2. Otaku, database, and animal
[2.1] In Japanese and as a loanword in other languages, "otaku" is often regarded as a term identifying enthusiastic Japanese anime and manga fans. However, one could find it highly polymorphous after investigating the actual usage of this term along with its social, cultural, and historical backgrounds. The term has no coherent meanings, and the individuals and communities under its umbrella hold their inner diversities and conflicts, which lead to a variety of approaches to studying otaku (Galbraith et al. 2015). Hence, "otaku" is not straightforwardly interchangeable with the word "fan" (Larsen 2018), and defining otaku requires anchoring it in concrete discourses. Here, I define otaku as people who are highly obsessed with and extraordinarily knowledgeable about a particular object (Azuma 2009; Galbraith 2019). Broadly speaking, this "particular object" can cover a wide range of themes, genres, and hobbies extending beyond anime and manga. This definition is meant not to be confined to certain objects, underlining the idea that people can be considered otakus because of how they relate to different objects through certain manners of obsession and knowledgeability. As Grassmuck (2000, ¶ 6) states, "Otakudom has nothing to do with any specific subject; it is about the way people relate to a subject." On the one hand, otakus' way of relating can overlap with the practices of media fans (Ito 2012), a point where otaku studies intersect with fan and audience studies.
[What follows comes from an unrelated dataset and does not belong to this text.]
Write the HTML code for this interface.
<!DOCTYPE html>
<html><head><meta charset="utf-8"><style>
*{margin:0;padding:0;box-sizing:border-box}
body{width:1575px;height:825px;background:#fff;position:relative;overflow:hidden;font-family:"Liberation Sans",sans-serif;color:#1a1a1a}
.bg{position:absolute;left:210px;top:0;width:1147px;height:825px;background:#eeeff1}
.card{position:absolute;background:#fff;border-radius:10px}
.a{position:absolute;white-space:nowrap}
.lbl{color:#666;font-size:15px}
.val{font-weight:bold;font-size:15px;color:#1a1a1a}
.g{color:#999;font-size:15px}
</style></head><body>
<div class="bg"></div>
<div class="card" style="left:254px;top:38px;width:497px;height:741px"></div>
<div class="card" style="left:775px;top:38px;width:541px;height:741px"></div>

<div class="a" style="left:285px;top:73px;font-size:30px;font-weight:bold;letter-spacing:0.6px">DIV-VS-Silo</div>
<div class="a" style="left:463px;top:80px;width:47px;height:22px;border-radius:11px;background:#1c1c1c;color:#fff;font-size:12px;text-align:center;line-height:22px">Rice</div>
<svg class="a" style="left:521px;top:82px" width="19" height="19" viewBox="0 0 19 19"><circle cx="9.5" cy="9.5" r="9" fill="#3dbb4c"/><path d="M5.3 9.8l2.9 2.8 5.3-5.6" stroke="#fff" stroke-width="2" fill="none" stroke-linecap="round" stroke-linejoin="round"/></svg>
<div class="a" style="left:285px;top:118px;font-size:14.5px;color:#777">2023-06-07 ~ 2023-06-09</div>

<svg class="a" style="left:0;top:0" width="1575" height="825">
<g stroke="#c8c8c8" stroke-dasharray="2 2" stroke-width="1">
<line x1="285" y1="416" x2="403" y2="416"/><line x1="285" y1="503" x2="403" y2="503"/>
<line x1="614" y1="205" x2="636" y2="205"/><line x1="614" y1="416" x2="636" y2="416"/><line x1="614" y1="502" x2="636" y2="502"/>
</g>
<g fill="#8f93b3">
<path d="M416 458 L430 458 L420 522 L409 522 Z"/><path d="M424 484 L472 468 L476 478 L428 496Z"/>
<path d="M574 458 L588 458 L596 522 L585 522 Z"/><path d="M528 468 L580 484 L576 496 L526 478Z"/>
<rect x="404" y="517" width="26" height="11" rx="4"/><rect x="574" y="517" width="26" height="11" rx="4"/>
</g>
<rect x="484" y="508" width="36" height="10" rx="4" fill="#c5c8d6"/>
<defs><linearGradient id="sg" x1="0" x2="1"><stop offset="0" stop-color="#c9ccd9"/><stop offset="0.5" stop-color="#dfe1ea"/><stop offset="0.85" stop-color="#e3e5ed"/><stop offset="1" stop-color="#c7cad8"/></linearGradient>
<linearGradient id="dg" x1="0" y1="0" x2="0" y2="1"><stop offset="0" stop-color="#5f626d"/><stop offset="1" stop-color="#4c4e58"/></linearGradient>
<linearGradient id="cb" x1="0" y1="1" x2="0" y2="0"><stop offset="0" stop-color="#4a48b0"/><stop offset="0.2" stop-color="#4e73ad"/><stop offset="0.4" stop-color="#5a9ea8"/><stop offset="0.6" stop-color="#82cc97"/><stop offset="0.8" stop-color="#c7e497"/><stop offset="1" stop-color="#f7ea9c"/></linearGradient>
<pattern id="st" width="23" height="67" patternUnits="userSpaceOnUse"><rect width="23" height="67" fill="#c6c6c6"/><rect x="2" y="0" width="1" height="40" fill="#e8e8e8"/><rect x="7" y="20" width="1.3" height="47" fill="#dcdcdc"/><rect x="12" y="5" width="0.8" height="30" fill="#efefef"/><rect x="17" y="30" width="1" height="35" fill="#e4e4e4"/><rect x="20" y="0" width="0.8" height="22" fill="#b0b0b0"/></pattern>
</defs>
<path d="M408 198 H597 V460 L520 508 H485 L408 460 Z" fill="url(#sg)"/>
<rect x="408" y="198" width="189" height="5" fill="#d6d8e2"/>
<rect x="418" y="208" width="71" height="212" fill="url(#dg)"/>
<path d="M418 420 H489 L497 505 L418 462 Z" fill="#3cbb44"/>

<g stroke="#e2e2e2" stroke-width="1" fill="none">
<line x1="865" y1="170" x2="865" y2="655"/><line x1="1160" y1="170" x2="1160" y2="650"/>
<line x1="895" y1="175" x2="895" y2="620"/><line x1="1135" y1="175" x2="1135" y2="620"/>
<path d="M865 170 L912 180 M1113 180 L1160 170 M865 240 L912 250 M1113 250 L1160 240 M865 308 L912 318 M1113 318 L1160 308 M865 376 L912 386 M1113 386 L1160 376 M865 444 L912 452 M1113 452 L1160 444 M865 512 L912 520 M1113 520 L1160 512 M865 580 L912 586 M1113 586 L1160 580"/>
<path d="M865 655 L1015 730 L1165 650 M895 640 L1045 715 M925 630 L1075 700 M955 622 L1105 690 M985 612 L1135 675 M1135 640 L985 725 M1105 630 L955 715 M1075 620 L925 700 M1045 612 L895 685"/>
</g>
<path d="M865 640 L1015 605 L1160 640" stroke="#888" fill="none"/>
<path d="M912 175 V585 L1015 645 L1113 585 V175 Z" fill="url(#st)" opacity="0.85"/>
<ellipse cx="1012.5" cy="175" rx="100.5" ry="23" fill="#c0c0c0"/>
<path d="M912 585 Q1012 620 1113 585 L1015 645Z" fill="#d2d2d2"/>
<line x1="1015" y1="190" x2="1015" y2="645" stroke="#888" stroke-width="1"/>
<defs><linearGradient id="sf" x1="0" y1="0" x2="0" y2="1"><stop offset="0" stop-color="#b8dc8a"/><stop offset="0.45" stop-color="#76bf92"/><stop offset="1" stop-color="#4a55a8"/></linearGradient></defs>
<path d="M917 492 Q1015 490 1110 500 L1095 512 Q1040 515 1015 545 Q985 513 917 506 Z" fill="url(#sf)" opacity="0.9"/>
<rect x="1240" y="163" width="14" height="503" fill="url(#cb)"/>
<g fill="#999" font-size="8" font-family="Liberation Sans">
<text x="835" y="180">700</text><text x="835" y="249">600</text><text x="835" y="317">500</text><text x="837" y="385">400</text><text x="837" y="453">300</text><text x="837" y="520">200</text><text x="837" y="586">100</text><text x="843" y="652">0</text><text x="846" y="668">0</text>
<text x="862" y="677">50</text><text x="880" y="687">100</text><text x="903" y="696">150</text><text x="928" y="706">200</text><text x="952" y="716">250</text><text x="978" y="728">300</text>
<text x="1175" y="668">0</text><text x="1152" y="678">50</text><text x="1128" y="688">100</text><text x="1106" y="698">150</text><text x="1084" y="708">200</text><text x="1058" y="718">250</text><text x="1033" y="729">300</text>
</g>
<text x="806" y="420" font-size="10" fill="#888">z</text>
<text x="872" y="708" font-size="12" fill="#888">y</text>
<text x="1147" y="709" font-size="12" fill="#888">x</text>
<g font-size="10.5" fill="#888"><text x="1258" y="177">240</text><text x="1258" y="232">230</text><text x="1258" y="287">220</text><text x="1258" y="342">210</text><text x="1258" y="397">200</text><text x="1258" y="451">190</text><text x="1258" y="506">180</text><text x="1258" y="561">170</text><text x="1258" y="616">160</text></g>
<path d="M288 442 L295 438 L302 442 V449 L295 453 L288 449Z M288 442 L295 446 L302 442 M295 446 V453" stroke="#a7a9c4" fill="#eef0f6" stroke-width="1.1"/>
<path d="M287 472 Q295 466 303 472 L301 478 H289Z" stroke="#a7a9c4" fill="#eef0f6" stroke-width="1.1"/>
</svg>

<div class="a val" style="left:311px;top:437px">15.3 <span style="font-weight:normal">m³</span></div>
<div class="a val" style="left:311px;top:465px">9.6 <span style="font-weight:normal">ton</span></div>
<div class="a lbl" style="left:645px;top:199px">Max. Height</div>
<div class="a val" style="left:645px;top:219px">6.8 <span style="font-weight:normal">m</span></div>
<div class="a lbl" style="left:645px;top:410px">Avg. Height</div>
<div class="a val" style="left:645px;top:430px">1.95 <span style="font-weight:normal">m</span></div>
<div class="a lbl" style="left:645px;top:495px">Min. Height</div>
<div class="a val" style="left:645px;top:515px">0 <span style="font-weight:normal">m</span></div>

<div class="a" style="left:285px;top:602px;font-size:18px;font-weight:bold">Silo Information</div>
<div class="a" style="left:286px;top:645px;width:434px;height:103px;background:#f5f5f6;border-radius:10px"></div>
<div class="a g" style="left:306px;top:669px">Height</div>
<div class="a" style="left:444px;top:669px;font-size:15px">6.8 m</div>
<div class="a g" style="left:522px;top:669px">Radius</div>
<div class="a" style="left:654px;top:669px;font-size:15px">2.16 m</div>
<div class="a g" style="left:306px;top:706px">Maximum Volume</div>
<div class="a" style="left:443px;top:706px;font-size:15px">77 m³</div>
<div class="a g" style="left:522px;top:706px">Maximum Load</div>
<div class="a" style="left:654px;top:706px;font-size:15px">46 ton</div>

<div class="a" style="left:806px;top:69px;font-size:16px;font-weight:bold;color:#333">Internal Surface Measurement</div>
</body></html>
On the other hand, when associating with their otaku objects, otakus' distinctive methods for information management and perceptions of what constitutes humans and nonhumans make otaku a distinct "mode of being" (Grassmuck 1991, ¶ 4).
[2.2] This definition is compatible with Azuma's theory as the idea of database model focuses on how otakus handle relations with their otaku objects and the surrounding world. In his book Otaku: Japan's Database Animals, he claims that otakus are "database animals" conducting "database consumption" in postmodern societies. Azuma believes that societies have transformed from the modern to the postmodern era with a fundamental change in social institutions: the decline of the grand narrative. In line with French philosopher Jean-François Lyotard's view, Azuma sees the grand narrative as the singular social system or standard unifying social members, a system that manifested "intellectually as the ideas of humanity and reason, politically as the nation-state and revolutionary ideologies, and economically as the primacy of production" (2009, 28). However, its power to consolidate society has weakened, and the vast standard has been replaced by the coexistence of countless smaller standards. Under this circumstance, Azuma rates otakus as human beings well-adapted to the postmodern transformation by developing a "database" model in their consumption and (re)creation of otaku cultural and media products. This database comprises numerous coded information (i.e., "elements" or "data") derived from existing cultural and media texts. Otakus constantly implement pieces of data from the database as a source of knowledge to interpret not only cultural and media objects but also the society in which they live. Meanwhile, their interpretations and (re)creations of relevant products contribute new data to update the database. Thus, different smaller alternative narratives are created, read, and evaluated for otakus to organize their lives so that they are not disturbed by the loss of the grand narrative.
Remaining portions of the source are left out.